Illustration: Luo Xuan/GT
Why are manufacturers still showing little enthusiasm for India, five years after the Make in India initiative was launched?
The seed of a viable solution to this situation may lie in the upcoming meeting between Chinese and Indian leaders in the coastal city of Chennai.
At the invitation of the Indian Prime Minister Narendra Modi and the President Bidya Devi Bhandari of Nepal, Chinese President Xi Jinping will attend the second informal meeting with Modi and pay a state visit to Nepal from Friday to Sunday, Foreign Ministry Spokesperson Hua Chunying announced on Wednesday, as reported by the Xinhua News Agency.
So long as New Delhi begins to tune its mind-set for Beijing-enabled success, India could surely achieve its goal of becoming a global manufacturing hub.
Findings from a recent study by Japanese brokerage Nomura revealed that out of 56 firms that moved their production out of China between April 2018 and August 2019, only three went to India. Vietnam sat at the top of the relocation destination rankings with 26.
The results are a disappointment for India, which has over the past few years made a resounding push to rev up its manufacturing sector.
However painful it might be, India has to wake up to the reality that the nation's manufacturing capabilities, as measured by its logistics facilities, manpower and other complementary infrastructure, barely live up to its ambition.
Another hindering factor is India's insistence on not joining the China-proposed
Belt and Road Initiative (BRI), which exemplifies how misleading mind-sets have cost India opportunities to become a manufacturing star over the years.
But the meeting between the leaders of the two nations could provide New Delhi with a chance to change this situation. If New Delhi can take a genuinely pragmatic approach to the meeting, following the first such relation-deepening exercise in Wuhan, Central China's Hubei Province in April 2018, the hopes for Make in India might come true.
Addressing a media briefing on Wednesday, Chinese Vice Foreign Minister Luo Zhaohui said that the meeting in Chennai will set the tone for the next stage of development for China-India relations. It is hoped that India, for its part, would do its best to steer bilateral ties toward enabling, inclusive growth.
Also worth noting is that the visit to Nepal, the first by a Chinese president in 23 years, offers India a precious chance to render Kathmandu a contributor to China-India relations.

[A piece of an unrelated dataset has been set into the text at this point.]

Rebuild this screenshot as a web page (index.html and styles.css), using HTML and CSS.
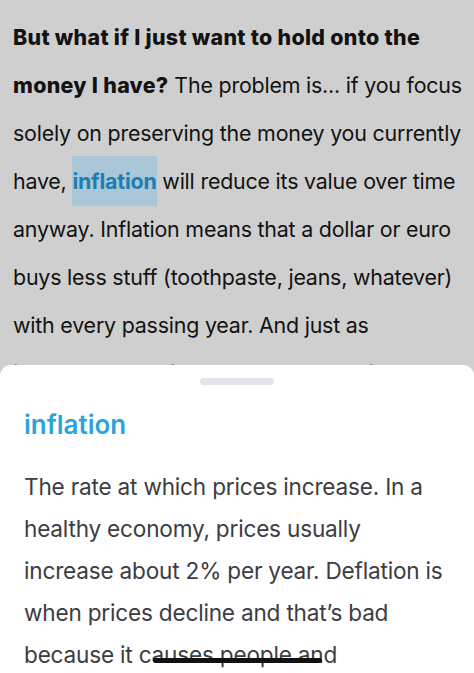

The visit to Nepal, an important BRI partner in South Asia, will surely result in historic implications, Luo told the media briefing. Speculation is mounting that cross-border rail connectivity between China and Nepal may become a priority. In the case of New Delhi, it's time to abstain from vying for domination in rail standards used in its landlocked neighbor.
But it depends on a shift toward a modest mentality that would prepare India for China-enabled success.
China's rise as a global manufacturing hub since its reform and opening-up began in 1978 has vindicated the road to success that is underpinned by the nation's efforts to attract foreign investment, in terms of both funding and R&D.
It is opening the door to foreign investment and sparing no effort in capitalizing on varied benefits enabled by globalization that have laid the foundation for China's economic capacity, based on which the nation is now transitioning toward higher quality growth.
It needs to be admitted that since coming to power in 2014, Modi has pushed forward with a raft of reform measures. His meeting with the Chinese president in Wuhan was also a compelling example of how the two Asian giants could join hands to power the global economy.
Still, it seems that India is excessively obsessed with its ties with the US. In a rare public showing for a foreign leader on US soil, President Donald Trump along with roughly 50,000 Indian-Americans attended the "Howdy, Modi!" rally in Houston, Texas in September to welcome Modi, where he told the US in nine languages that all was well in India.
With the Nomura findings indicative of no tangible support from its allies in the arena of manufacturing, it is high time that India reflects upon its past practice and embraces a multitude of opportunities provided by the BRI, for example, to remake its manufacturing.
If New Delhi takes the opportunity this time around, the nation, the world's second-largest by population, will benefit hugely from the relocation of manufacturing from China.